WHAT YOU SHOULD DO: Copy the listing verbatim, excluding any images found in it.

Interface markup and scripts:
::::::::

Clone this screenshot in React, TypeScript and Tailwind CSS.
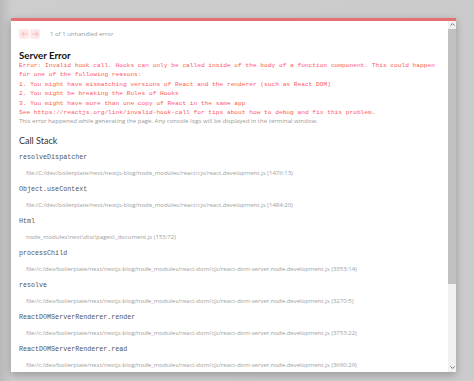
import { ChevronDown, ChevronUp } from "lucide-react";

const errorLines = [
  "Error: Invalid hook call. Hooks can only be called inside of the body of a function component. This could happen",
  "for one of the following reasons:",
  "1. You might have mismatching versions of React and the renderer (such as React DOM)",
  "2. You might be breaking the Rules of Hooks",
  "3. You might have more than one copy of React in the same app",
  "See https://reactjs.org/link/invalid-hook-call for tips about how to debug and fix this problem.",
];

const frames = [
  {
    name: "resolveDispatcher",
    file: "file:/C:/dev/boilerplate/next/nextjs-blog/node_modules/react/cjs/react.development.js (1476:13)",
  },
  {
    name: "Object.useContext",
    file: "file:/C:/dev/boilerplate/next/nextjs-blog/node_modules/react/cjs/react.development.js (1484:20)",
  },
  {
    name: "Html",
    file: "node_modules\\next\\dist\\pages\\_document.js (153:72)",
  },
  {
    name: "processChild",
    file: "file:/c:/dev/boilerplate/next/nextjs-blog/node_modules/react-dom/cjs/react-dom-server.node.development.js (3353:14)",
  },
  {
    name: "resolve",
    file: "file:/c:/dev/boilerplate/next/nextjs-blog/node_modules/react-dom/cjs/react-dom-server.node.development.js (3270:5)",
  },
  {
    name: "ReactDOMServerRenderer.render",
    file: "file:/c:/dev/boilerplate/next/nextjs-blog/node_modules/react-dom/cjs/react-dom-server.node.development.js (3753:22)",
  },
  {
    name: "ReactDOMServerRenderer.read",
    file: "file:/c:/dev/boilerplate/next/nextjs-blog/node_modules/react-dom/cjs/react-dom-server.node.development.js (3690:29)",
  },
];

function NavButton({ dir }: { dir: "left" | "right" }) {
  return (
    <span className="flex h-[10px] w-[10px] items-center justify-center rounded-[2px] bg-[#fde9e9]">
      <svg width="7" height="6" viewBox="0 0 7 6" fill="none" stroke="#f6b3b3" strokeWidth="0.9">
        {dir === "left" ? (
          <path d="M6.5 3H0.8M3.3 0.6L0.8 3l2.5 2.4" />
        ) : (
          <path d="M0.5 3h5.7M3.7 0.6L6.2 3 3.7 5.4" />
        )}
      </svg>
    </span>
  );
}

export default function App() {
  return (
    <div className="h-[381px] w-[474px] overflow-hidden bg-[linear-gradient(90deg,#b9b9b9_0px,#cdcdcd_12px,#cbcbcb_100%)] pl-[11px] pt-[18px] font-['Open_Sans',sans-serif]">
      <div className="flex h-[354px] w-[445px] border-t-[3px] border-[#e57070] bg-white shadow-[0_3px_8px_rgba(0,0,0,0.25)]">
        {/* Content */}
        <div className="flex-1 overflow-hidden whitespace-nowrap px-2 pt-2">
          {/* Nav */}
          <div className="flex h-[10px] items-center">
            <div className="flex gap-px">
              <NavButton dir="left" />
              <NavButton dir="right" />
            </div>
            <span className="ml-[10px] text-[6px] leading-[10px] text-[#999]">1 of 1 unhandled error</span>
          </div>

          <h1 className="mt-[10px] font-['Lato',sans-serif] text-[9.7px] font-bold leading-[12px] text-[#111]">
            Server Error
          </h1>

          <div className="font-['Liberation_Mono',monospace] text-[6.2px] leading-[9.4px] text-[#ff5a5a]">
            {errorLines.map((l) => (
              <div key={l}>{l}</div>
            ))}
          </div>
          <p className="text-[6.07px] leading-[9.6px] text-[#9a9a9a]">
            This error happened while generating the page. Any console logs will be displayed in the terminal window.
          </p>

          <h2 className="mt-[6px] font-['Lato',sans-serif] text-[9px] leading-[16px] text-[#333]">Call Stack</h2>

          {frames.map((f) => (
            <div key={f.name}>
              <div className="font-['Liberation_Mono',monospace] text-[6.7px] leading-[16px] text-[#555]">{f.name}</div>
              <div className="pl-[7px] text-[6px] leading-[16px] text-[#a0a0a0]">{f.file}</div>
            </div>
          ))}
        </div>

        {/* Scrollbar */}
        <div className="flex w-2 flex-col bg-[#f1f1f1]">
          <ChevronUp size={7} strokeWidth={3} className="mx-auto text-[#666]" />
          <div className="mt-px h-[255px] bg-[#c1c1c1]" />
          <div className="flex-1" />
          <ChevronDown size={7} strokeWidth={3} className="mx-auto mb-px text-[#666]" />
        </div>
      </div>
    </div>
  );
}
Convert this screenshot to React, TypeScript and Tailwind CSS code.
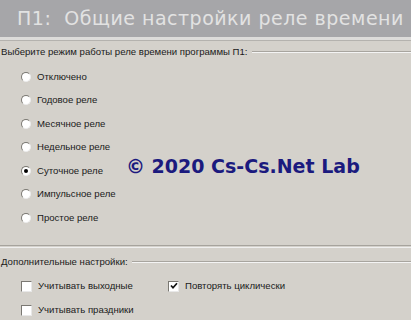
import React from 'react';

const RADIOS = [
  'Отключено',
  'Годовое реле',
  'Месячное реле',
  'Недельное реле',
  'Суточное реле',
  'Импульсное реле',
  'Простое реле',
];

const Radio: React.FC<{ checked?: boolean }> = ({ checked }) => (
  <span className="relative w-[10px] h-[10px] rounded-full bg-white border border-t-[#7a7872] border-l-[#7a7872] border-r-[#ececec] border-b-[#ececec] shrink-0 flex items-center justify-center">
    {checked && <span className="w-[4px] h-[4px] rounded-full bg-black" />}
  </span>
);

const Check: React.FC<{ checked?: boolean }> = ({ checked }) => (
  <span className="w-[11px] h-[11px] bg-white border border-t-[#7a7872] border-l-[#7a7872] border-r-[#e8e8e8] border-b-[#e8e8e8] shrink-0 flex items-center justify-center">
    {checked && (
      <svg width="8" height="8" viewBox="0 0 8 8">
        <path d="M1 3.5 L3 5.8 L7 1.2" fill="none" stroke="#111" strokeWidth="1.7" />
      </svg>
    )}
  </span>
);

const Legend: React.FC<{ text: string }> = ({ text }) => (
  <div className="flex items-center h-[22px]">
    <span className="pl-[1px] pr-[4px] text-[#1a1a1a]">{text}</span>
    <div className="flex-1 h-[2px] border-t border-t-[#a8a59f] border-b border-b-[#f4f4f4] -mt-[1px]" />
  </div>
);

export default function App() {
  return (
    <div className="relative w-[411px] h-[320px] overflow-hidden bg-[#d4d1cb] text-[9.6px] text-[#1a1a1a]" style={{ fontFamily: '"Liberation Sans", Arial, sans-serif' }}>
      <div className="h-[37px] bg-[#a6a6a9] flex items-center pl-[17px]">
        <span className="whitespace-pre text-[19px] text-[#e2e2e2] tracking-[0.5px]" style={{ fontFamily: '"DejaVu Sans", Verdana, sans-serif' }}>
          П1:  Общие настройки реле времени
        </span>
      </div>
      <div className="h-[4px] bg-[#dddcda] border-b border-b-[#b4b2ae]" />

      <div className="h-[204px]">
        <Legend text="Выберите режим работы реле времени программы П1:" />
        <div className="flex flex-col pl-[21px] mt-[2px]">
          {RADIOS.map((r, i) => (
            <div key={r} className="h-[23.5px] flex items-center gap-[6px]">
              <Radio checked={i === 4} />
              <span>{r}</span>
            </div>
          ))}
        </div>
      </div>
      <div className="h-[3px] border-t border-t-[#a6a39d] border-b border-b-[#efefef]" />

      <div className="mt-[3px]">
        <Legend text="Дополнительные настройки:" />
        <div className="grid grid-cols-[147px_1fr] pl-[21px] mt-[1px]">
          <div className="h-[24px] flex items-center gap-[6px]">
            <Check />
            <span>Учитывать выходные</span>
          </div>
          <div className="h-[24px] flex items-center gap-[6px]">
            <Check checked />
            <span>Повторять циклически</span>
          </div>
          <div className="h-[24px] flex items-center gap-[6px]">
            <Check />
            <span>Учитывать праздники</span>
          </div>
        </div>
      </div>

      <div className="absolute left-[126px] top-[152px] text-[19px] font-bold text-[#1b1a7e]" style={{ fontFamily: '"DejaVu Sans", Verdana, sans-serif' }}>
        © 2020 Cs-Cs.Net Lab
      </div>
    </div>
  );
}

::::::::

OUTPUT OF THE EXERCISE:
Clone this screenshot in React, TypeScript and Tailwind CSS.
import { ChevronDown, ChevronUp } from "lucide-react";

const errorLines = [
  "Error: Invalid hook call. Hooks can only be called inside of the body of a function component. This could happen",
  "for one of the following reasons:",
  "1. You might have mismatching versions of React and the renderer (such as React DOM)",
  "2. You might be breaking the Rules of Hooks",
  "3. You might have more than one copy of React in the same app",
  "See https://reactjs.org/link/invalid-hook-call for tips about how to debug and fix this problem.",
];

const frames = [
  {
    name: "resolveDispatcher",
    file: "file:/C:/dev/boilerplate/next/nextjs-blog/node_modules/react/cjs/react.development.js (1476:13)",
  },
  {
    name: "Object.useContext",
    file: "file:/C:/dev/boilerplate/next/nextjs-blog/node_modules/react/cjs/react.development.js (1484:20)",
  },
  {
    name: "Html",
    file: "node_modules\\next\\dist\\pages\\_document.js (153:72)",
  },
  {
    name: "processChild",
    file: "file:/c:/dev/boilerplate/next/nextjs-blog/node_modules/react-dom/cjs/react-dom-server.node.development.js (3353:14)",
  },
  {
    name: "resolve",
    file: "file:/c:/dev/boilerplate/next/nextjs-blog/node_modules/react-dom/cjs/react-dom-server.node.development.js (3270:5)",
  },
  {
    name: "ReactDOMServerRenderer.render",
    file: "file:/c:/dev/boilerplate/next/nextjs-blog/node_modules/react-dom/cjs/react-dom-server.node.development.js (3753:22)",
  },
  {
    name: "ReactDOMServerRenderer.read",
    file: "file:/c:/dev/boilerplate/next/nextjs-blog/node_modules/react-dom/cjs/react-dom-server.node.development.js (3690:29)",
  },
];

function NavButton({ dir }: { dir: "left" | "right" }) {
  return (
    <span className="flex h-[10px] w-[10px] items-center justify-center rounded-[2px] bg-[#fde9e9]">
      <svg width="7" height="6" viewBox="0 0 7 6" fill="none" stroke="#f6b3b3" strokeWidth="0.9">
        {dir === "left" ? (
          <path d="M6.5 3H0.8M3.3 0.6L0.8 3l2.5 2.4" />
        ) : (
          <path d="M0.5 3h5.7M3.7 0.6L6.2 3 3.7 5.4" />
        )}
      </svg>
    </span>
  );
}

export default function App() {
  return (
    <div className="h-[381px] w-[474px] overflow-hidden bg-[linear-gradient(90deg,#b9b9b9_0px,#cdcdcd_12px,#cbcbcb_100%)] pl-[11px] pt-[18px] font-['Open_Sans',sans-serif]">
      <div className="flex h-[354px] w-[445px] border-t-[3px] border-[#e57070] bg-white shadow-[0_3px_8px_rgba(0,0,0,0.25)]">
        {/* Content */}
        <div className="flex-1 overflow-hidden whitespace-nowrap px-2 pt-2">
          {/* Nav */}
          <div className="flex h-[10px] items-center">
            <div className="flex gap-px">
              <NavButton dir="left" />
              <NavButton dir="right" />
            </div>
            <span className="ml-[10px] text-[6px] leading-[10px] text-[#999]">1 of 1 unhandled error</span>
          </div>

          <h1 className="mt-[10px] font-['Lato',sans-serif] text-[9.7px] font-bold leading-[12px] text-[#111]">
            Server Error
          </h1>

          <div className="font-['Liberation_Mono',monospace] text-[6.2px] leading-[9.4px] text-[#ff5a5a]">
            {errorLines.map((l) => (
              <div key={l}>{l}</div>
            ))}
          </div>
          <p className="text-[6.07px] leading-[9.6px] text-[#9a9a9a]">
            This error happened while generating the page. Any console logs will be displayed in the terminal window.
          </p>

          <h2 className="mt-[6px] font-['Lato',sans-serif] text-[9px] leading-[16px] text-[#333]">Call Stack</h2>

          {frames.map((f) => (
            <div key={f.name}>
              <div className="font-['Liberation_Mono',monospace] text-[6.7px] leading-[16px] text-[#555]">{f.name}</div>
              <div className="pl-[7px] text-[6px] leading-[16px] text-[#a0a0a0]">{f.file}</div>
            </div>
          ))}
        </div>

        {/* Scrollbar */}
        <div className="flex w-2 flex-col bg-[#f1f1f1]">
          <ChevronUp size={7} strokeWidth={3} className="mx-auto text-[#666]" />
          <div className="mt-px h-[255px] bg-[#c1c1c1]" />
          <div className="flex-1" />
          <ChevronDown size={7} strokeWidth={3} className="mx-auto mb-px text-[#666]" />
        </div>
      </div>
    </div>
  );
}
Convert this screenshot to React, TypeScript and Tailwind CSS code.
import React from 'react';

const RADIOS = [
  'Отключено',
  'Годовое реле',
  'Месячное реле',
  'Недельное реле',
  'Суточное реле',
  'Импульсное реле',
  'Простое реле',
];

const Radio: React.FC<{ checked?: boolean }> = ({ checked }) => (
  <span className="relative w-[10px] h-[10px] rounded-full bg-white border border-t-[#7a7872] border-l-[#7a7872] border-r-[#ececec] border-b-[#ececec] shrink-0 flex items-center justify-center">
    {checked && <span className="w-[4px] h-[4px] rounded-full bg-black" />}
  </span>
);

const Check: React.FC<{ checked?: boolean }> = ({ checked }) => (
  <span className="w-[11px] h-[11px] bg-white border border-t-[#7a7872] border-l-[#7a7872] border-r-[#e8e8e8] border-b-[#e8e8e8] shrink-0 flex items-center justify-center">
    {checked && (
      <svg width="8" height="8" viewBox="0 0 8 8">
        <path d="M1 3.5 L3 5.8 L7 1.2" fill="none" stroke="#111" strokeWidth="1.7" />
      </svg>
    )}
  </span>
);

const Legend: React.FC<{ text: string }> = ({ text }) => (
  <div className="flex items-center h-[22px]">
    <span className="pl-[1px] pr-[4px] text-[#1a1a1a]">{text}</span>
    <div className="flex-1 h-[2px] border-t border-t-[#a8a59f] border-b border-b-[#f4f4f4] -mt-[1px]" />
  </div>
);

export default function App() {
  return (
    <div className="relative w-[411px] h-[320px] overflow-hidden bg-[#d4d1cb] text-[9.6px] text-[#1a1a1a]" style={{ fontFamily: '"Liberation Sans", Arial, sans-serif' }}>
      <div className="h-[37px] bg-[#a6a6a9] flex items-center pl-[17px]">
        <span className="whitespace-pre text-[19px] text-[#e2e2e2] tracking-[0.5px]" style={{ fontFamily: '"DejaVu Sans", Verdana, sans-serif' }}>
          П1:  Общие настройки реле времени
        </span>
      </div>
      <div className="h-[4px] bg-[#dddcda] border-b border-b-[#b4b2ae]" />

      <div className="h-[204px]">
        <Legend text="Выберите режим работы реле времени программы П1:" />
        <div className="flex flex-col pl-[21px] mt-[2px]">
          {RADIOS.map((r, i) => (
            <div key={r} className="h-[23.5px] flex items-center gap-[6px]">
              <Radio checked={i === 4} />
              <span>{r}</span>
            </div>
          ))}
        </div>
      </div>
      <div className="h-[3px] border-t border-t-[#a6a39d] border-b border-b-[#efefef]" />

      <div className="mt-[3px]">
        <Legend text="Дополнительные настройки:" />
        <div className="grid grid-cols-[147px_1fr] pl-[21px] mt-[1px]">
          <div className="h-[24px] flex items-center gap-[6px]">
            <Check />
            <span>Учитывать выходные</span>
          </div>
          <div className="h-[24px] flex items-center gap-[6px]">
            <Check checked />
            <span>Повторять циклически</span>
          </div>
          <div className="h-[24px] flex items-center gap-[6px]">
            <Check />
            <span>Учитывать праздники</span>
          </div>
        </div>
      </div>

      <div className="absolute left-[126px] top-[152px] text-[19px] font-bold text-[#1b1a7e]" style={{ fontFamily: '"DejaVu Sans", Verdana, sans-serif' }}>
        © 2020 Cs-Cs.Net Lab
      </div>
    </div>
  );
}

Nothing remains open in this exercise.